■ REQUIRED WORK
Omit images. Retype all entries verbatim.

[Records from a collection]
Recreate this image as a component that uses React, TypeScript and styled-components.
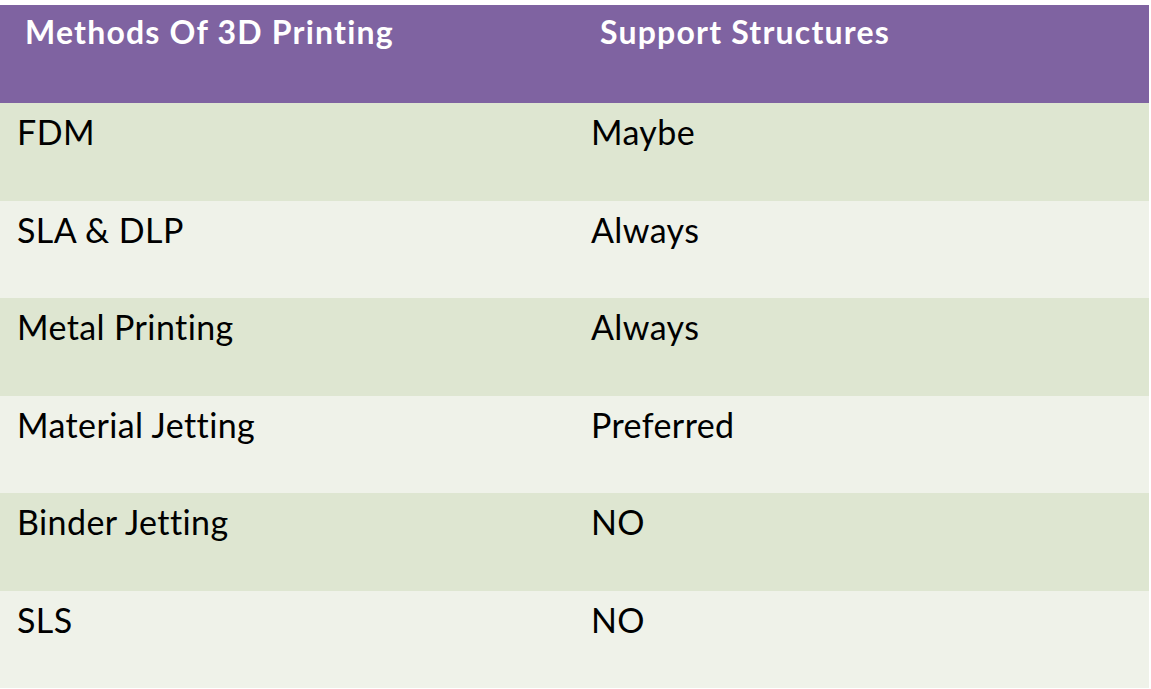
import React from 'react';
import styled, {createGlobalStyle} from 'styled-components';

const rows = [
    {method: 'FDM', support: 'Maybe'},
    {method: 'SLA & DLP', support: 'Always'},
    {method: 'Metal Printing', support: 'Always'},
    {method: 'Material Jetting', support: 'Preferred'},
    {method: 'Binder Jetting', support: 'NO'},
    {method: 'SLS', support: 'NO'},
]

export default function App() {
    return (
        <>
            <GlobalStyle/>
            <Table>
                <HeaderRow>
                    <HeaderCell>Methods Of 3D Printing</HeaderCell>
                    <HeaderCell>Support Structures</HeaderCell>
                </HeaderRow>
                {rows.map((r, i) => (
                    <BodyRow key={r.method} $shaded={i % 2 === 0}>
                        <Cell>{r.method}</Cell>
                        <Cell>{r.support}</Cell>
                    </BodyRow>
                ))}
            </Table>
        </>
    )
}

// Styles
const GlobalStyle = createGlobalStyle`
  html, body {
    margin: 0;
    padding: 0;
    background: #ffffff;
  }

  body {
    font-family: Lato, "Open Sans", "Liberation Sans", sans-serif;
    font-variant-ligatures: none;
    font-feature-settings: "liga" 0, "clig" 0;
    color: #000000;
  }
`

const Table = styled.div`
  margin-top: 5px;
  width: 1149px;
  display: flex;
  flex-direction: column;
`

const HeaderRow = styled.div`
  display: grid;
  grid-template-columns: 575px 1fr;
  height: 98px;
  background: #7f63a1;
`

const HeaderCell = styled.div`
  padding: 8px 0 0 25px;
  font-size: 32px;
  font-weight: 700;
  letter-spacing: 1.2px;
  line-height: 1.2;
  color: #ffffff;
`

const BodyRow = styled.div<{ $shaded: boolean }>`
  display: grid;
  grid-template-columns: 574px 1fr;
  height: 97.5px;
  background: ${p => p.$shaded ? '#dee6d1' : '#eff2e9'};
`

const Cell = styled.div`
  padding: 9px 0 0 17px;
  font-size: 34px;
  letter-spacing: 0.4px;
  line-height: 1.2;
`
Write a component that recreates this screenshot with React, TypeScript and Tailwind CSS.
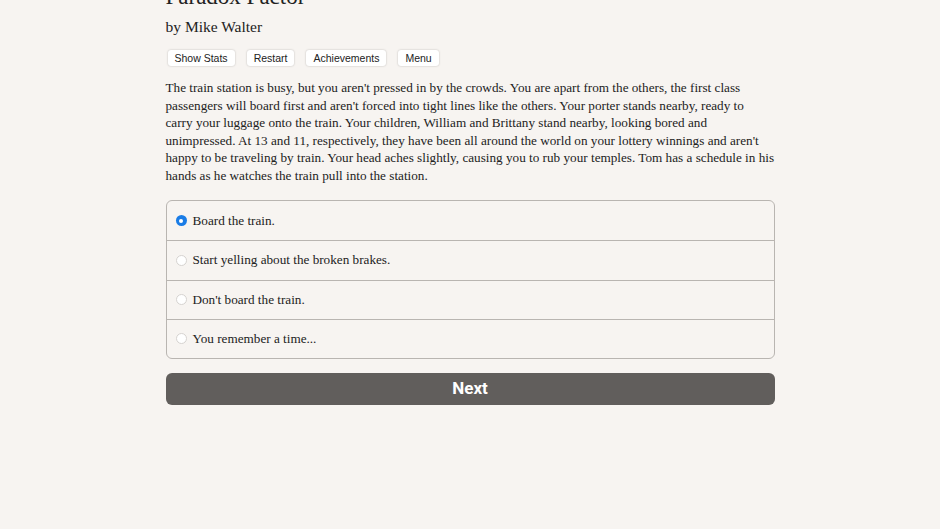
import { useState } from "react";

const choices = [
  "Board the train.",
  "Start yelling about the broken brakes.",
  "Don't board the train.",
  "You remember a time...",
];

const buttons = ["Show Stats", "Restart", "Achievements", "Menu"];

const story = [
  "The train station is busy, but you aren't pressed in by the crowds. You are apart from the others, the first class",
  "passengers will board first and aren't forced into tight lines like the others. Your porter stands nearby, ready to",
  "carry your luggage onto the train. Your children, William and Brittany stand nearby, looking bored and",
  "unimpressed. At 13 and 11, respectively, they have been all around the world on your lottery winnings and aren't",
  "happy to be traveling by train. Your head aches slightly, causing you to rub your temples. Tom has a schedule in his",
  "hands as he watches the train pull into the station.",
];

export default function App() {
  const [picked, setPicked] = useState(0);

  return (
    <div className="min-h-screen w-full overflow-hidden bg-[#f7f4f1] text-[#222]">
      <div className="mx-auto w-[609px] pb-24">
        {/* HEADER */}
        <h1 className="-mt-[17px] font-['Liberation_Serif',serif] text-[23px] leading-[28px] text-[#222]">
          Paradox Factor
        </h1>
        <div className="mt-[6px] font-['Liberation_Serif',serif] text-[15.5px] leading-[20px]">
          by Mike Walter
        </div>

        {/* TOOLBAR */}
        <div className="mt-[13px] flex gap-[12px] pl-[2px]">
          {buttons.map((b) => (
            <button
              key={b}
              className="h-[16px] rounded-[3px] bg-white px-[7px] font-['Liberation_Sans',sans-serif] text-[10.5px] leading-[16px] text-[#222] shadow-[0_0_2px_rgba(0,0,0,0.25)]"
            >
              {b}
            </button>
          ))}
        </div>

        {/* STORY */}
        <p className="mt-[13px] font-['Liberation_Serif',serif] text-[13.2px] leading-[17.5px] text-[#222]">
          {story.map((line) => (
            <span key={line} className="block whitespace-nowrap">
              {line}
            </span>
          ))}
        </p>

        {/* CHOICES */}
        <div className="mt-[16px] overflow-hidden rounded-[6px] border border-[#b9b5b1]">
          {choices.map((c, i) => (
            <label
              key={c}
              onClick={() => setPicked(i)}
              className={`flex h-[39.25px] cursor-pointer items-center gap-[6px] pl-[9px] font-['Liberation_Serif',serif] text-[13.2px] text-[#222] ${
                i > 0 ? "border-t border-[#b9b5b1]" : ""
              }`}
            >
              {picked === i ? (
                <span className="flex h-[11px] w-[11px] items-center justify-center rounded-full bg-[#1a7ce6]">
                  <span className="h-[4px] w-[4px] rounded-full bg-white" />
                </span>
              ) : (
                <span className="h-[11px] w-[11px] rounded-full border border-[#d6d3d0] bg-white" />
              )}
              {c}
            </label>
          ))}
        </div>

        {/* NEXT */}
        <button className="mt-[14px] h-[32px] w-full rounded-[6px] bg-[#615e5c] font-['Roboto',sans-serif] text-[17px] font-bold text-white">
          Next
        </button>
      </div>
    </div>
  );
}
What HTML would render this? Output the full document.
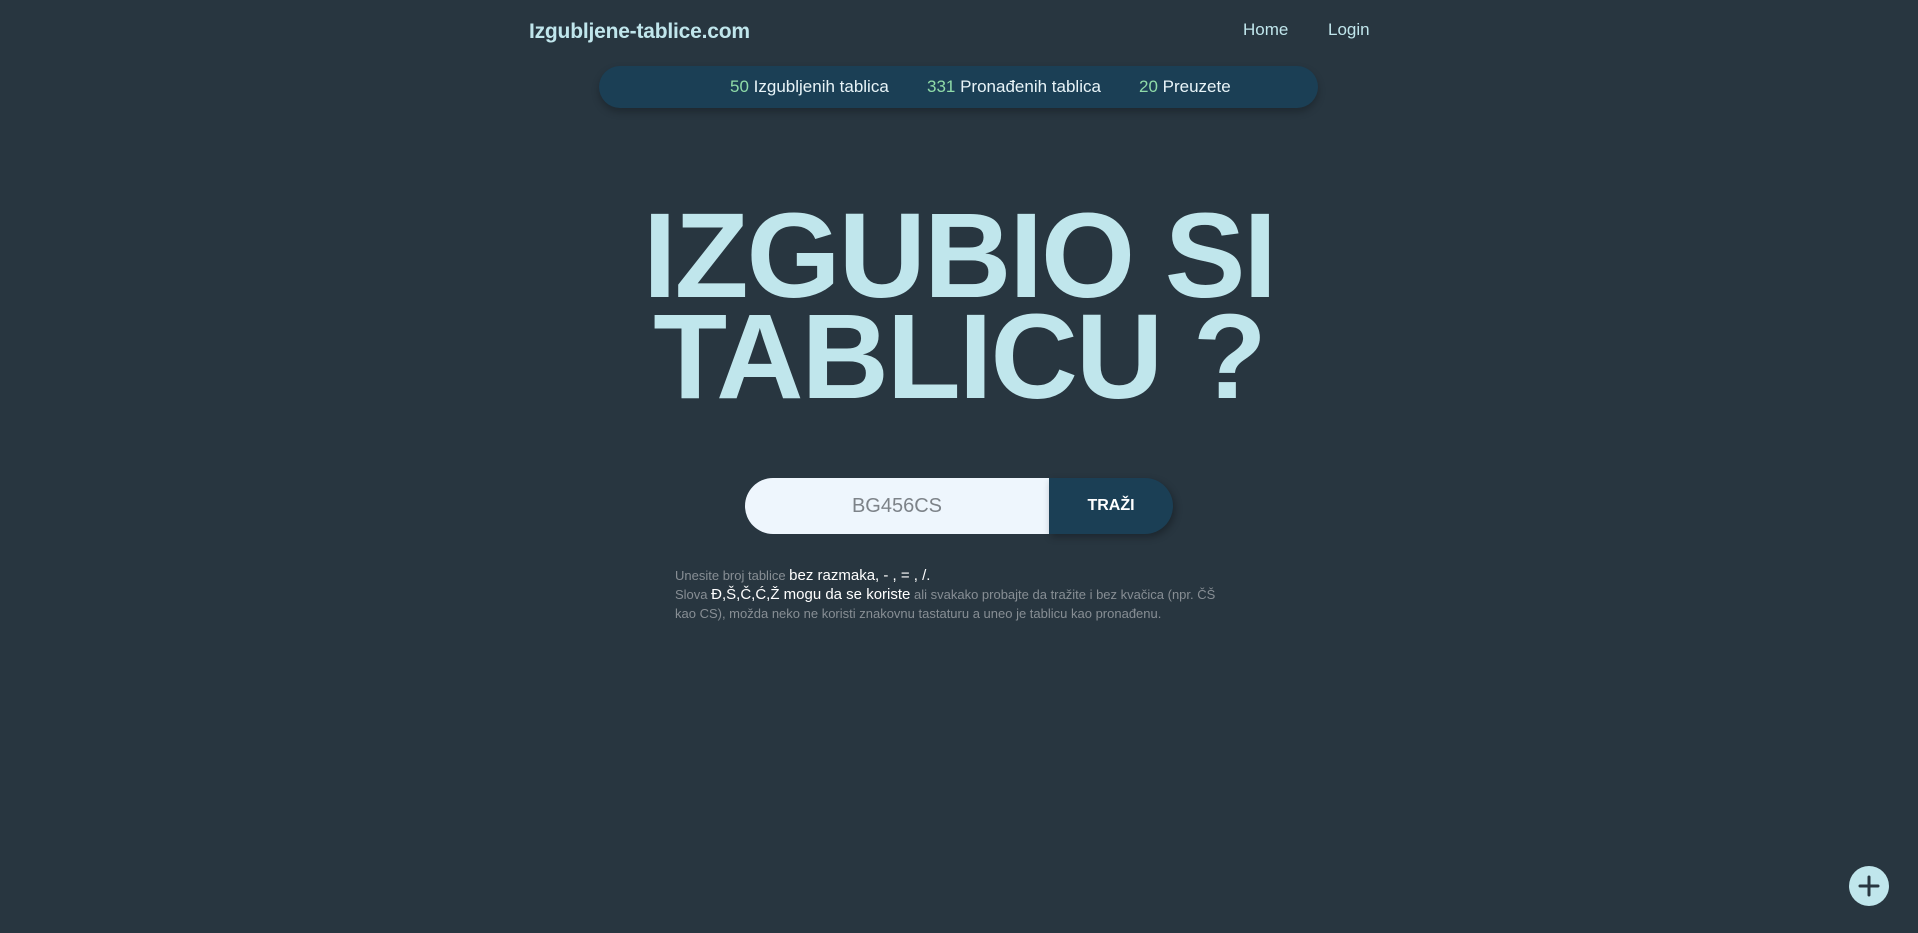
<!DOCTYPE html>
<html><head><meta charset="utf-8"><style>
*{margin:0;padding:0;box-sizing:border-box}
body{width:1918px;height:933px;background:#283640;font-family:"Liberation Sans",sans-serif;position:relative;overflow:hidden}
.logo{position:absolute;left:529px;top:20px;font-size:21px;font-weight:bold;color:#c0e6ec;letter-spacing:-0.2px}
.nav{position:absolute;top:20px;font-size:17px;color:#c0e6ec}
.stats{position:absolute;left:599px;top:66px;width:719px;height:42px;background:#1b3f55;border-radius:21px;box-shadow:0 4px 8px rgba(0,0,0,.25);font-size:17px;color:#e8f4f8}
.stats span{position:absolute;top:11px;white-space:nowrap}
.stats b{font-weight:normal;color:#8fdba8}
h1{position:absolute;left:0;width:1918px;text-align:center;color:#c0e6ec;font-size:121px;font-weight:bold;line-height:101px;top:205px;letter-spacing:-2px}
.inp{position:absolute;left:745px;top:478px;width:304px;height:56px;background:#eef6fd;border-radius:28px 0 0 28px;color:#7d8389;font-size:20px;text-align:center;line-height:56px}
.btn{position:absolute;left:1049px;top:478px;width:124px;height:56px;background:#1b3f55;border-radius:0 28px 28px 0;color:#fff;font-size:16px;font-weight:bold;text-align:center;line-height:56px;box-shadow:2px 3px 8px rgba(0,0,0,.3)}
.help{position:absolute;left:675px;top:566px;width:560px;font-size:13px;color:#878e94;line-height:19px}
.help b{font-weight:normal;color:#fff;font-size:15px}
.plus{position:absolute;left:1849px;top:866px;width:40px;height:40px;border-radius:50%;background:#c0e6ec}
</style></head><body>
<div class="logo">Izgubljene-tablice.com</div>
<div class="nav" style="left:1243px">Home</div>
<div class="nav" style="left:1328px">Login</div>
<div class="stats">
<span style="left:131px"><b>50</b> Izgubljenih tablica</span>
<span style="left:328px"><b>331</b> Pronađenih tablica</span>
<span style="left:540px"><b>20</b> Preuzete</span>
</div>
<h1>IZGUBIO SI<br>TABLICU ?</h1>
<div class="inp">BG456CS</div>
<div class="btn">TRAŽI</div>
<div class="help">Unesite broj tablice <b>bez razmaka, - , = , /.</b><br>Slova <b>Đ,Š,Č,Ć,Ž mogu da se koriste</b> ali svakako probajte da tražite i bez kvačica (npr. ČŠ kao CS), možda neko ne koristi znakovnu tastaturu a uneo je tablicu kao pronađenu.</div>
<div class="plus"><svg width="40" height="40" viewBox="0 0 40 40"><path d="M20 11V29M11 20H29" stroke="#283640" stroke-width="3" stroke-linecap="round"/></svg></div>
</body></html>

■ SOLVED EXERCISE
Recreate this image as a component that uses React, TypeScript and styled-components.
import React from 'react';
import styled, {createGlobalStyle} from 'styled-components';

const rows = [
    {method: 'FDM', support: 'Maybe'},
    {method: 'SLA & DLP', support: 'Always'},
    {method: 'Metal Printing', support: 'Always'},
    {method: 'Material Jetting', support: 'Preferred'},
    {method: 'Binder Jetting', support: 'NO'},
    {method: 'SLS', support: 'NO'},
]

export default function App() {
    return (
        <>
            <GlobalStyle/>
            <Table>
                <HeaderRow>
                    <HeaderCell>Methods Of 3D Printing</HeaderCell>
                    <HeaderCell>Support Structures</HeaderCell>
                </HeaderRow>
                {rows.map((r, i) => (
                    <BodyRow key={r.method} $shaded={i % 2 === 0}>
                        <Cell>{r.method}</Cell>
                        <Cell>{r.support}</Cell>
                    </BodyRow>
                ))}
            </Table>
        </>
    )
}

// Styles
const GlobalStyle = createGlobalStyle`
  html, body {
    margin: 0;
    padding: 0;
    background: #ffffff;
  }

  body {
    font-family: Lato, "Open Sans", "Liberation Sans", sans-serif;
    font-variant-ligatures: none;
    font-feature-settings: "liga" 0, "clig" 0;
    color: #000000;
  }
`

const Table = styled.div`
  margin-top: 5px;
  width: 1149px;
  display: flex;
  flex-direction: column;
`

const HeaderRow = styled.div`
  display: grid;
  grid-template-columns: 575px 1fr;
  height: 98px;
  background: #7f63a1;
`

const HeaderCell = styled.div`
  padding: 8px 0 0 25px;
  font-size: 32px;
  font-weight: 700;
  letter-spacing: 1.2px;
  line-height: 1.2;
  color: #ffffff;
`

const BodyRow = styled.div<{ $shaded: boolean }>`
  display: grid;
  grid-template-columns: 574px 1fr;
  height: 97.5px;
  background: ${p => p.$shaded ? '#dee6d1' : '#eff2e9'};
`

const Cell = styled.div`
  padding: 9px 0 0 17px;
  font-size: 34px;
  letter-spacing: 0.4px;
  line-height: 1.2;
`
Write a component that recreates this screenshot with React, TypeScript and Tailwind CSS.
import { useState } from "react";

const choices = [
  "Board the train.",
  "Start yelling about the broken brakes.",
  "Don't board the train.",
  "You remember a time...",
];

const buttons = ["Show Stats", "Restart", "Achievements", "Menu"];

const story = [
  "The train station is busy, but you aren't pressed in by the crowds. You are apart from the others, the first class",
  "passengers will board first and aren't forced into tight lines like the others. Your porter stands nearby, ready to",
  "carry your luggage onto the train. Your children, William and Brittany stand nearby, looking bored and",
  "unimpressed. At 13 and 11, respectively, they have been all around the world on your lottery winnings and aren't",
  "happy to be traveling by train. Your head aches slightly, causing you to rub your temples. Tom has a schedule in his",
  "hands as he watches the train pull into the station.",
];

export default function App() {
  const [picked, setPicked] = useState(0);

  return (
    <div className="min-h-screen w-full overflow-hidden bg-[#f7f4f1] text-[#222]">
      <div className="mx-auto w-[609px] pb-24">
        {/* HEADER */}
        <h1 className="-mt-[17px] font-['Liberation_Serif',serif] text-[23px] leading-[28px] text-[#222]">
          Paradox Factor
        </h1>
        <div className="mt-[6px] font-['Liberation_Serif',serif] text-[15.5px] leading-[20px]">
          by Mike Walter
        </div>

        {/* TOOLBAR */}
        <div className="mt-[13px] flex gap-[12px] pl-[2px]">
          {buttons.map((b) => (
            <button
              key={b}
              className="h-[16px] rounded-[3px] bg-white px-[7px] font-['Liberation_Sans',sans-serif] text-[10.5px] leading-[16px] text-[#222] shadow-[0_0_2px_rgba(0,0,0,0.25)]"
            >
              {b}
            </button>
          ))}
        </div>

        {/* STORY */}
        <p className="mt-[13px] font-['Liberation_Serif',serif] text-[13.2px] leading-[17.5px] text-[#222]">
          {story.map((line) => (
            <span key={line} className="block whitespace-nowrap">
              {line}
            </span>
          ))}
        </p>

        {/* CHOICES */}
        <div className="mt-[16px] overflow-hidden rounded-[6px] border border-[#b9b5b1]">
          {choices.map((c, i) => (
            <label
              key={c}
              onClick={() => setPicked(i)}
              className={`flex h-[39.25px] cursor-pointer items-center gap-[6px] pl-[9px] font-['Liberation_Serif',serif] text-[13.2px] text-[#222] ${
                i > 0 ? "border-t border-[#b9b5b1]" : ""
              }`}
            >
              {picked === i ? (
                <span className="flex h-[11px] w-[11px] items-center justify-center rounded-full bg-[#1a7ce6]">
                  <span className="h-[4px] w-[4px] rounded-full bg-white" />
                </span>
              ) : (
                <span className="h-[11px] w-[11px] rounded-full border border-[#d6d3d0] bg-white" />
              )}
              {c}
            </label>
          ))}
        </div>

        {/* NEXT */}
        <button className="mt-[14px] h-[32px] w-full rounded-[6px] bg-[#615e5c] font-['Roboto',sans-serif] text-[17px] font-bold text-white">
          Next
        </button>
      </div>
    </div>
  );
}
What HTML would render this? Output the full document.
<!DOCTYPE html>
<html><head><meta charset="utf-8"><style>
*{margin:0;padding:0;box-sizing:border-box}
body{width:1918px;height:933px;background:#283640;font-family:"Liberation Sans",sans-serif;position:relative;overflow:hidden}
.logo{position:absolute;left:529px;top:20px;font-size:21px;font-weight:bold;color:#c0e6ec;letter-spacing:-0.2px}
.nav{position:absolute;top:20px;font-size:17px;color:#c0e6ec}
.stats{position:absolute;left:599px;top:66px;width:719px;height:42px;background:#1b3f55;border-radius:21px;box-shadow:0 4px 8px rgba(0,0,0,.25);font-size:17px;color:#e8f4f8}
.stats span{position:absolute;top:11px;white-space:nowrap}
.stats b{font-weight:normal;color:#8fdba8}
h1{position:absolute;left:0;width:1918px;text-align:center;color:#c0e6ec;font-size:121px;font-weight:bold;line-height:101px;top:205px;letter-spacing:-2px}
.inp{position:absolute;left:745px;top:478px;width:304px;height:56px;background:#eef6fd;border-radius:28px 0 0 28px;color:#7d8389;font-size:20px;text-align:center;line-height:56px}
.btn{position:absolute;left:1049px;top:478px;width:124px;height:56px;background:#1b3f55;border-radius:0 28px 28px 0;color:#fff;font-size:16px;font-weight:bold;text-align:center;line-height:56px;box-shadow:2px 3px 8px rgba(0,0,0,.3)}
.help{position:absolute;left:675px;top:566px;width:560px;font-size:13px;color:#878e94;line-height:19px}
.help b{font-weight:normal;color:#fff;font-size:15px}
.plus{position:absolute;left:1849px;top:866px;width:40px;height:40px;border-radius:50%;background:#c0e6ec}
</style></head><body>
<div class="logo">Izgubljene-tablice.com</div>
<div class="nav" style="left:1243px">Home</div>
<div class="nav" style="left:1328px">Login</div>
<div class="stats">
<span style="left:131px"><b>50</b> Izgubljenih tablica</span>
<span style="left:328px"><b>331</b> Pronađenih tablica</span>
<span style="left:540px"><b>20</b> Preuzete</span>
</div>
<h1>IZGUBIO SI<br>TABLICU ?</h1>
<div class="inp">BG456CS</div>
<div class="btn">TRAŽI</div>
<div class="help">Unesite broj tablice <b>bez razmaka, - , = , /.</b><br>Slova <b>Đ,Š,Č,Ć,Ž mogu da se koriste</b> ali svakako probajte da tražite i bez kvačica (npr. ČŠ kao CS), možda neko ne koristi znakovnu tastaturu a uneo je tablicu kao pronađenu.</div>
<div class="plus"><svg width="40" height="40" viewBox="0 0 40 40"><path d="M20 11V29M11 20H29" stroke="#283640" stroke-width="3" stroke-linecap="round"/></svg></div>
</body></html>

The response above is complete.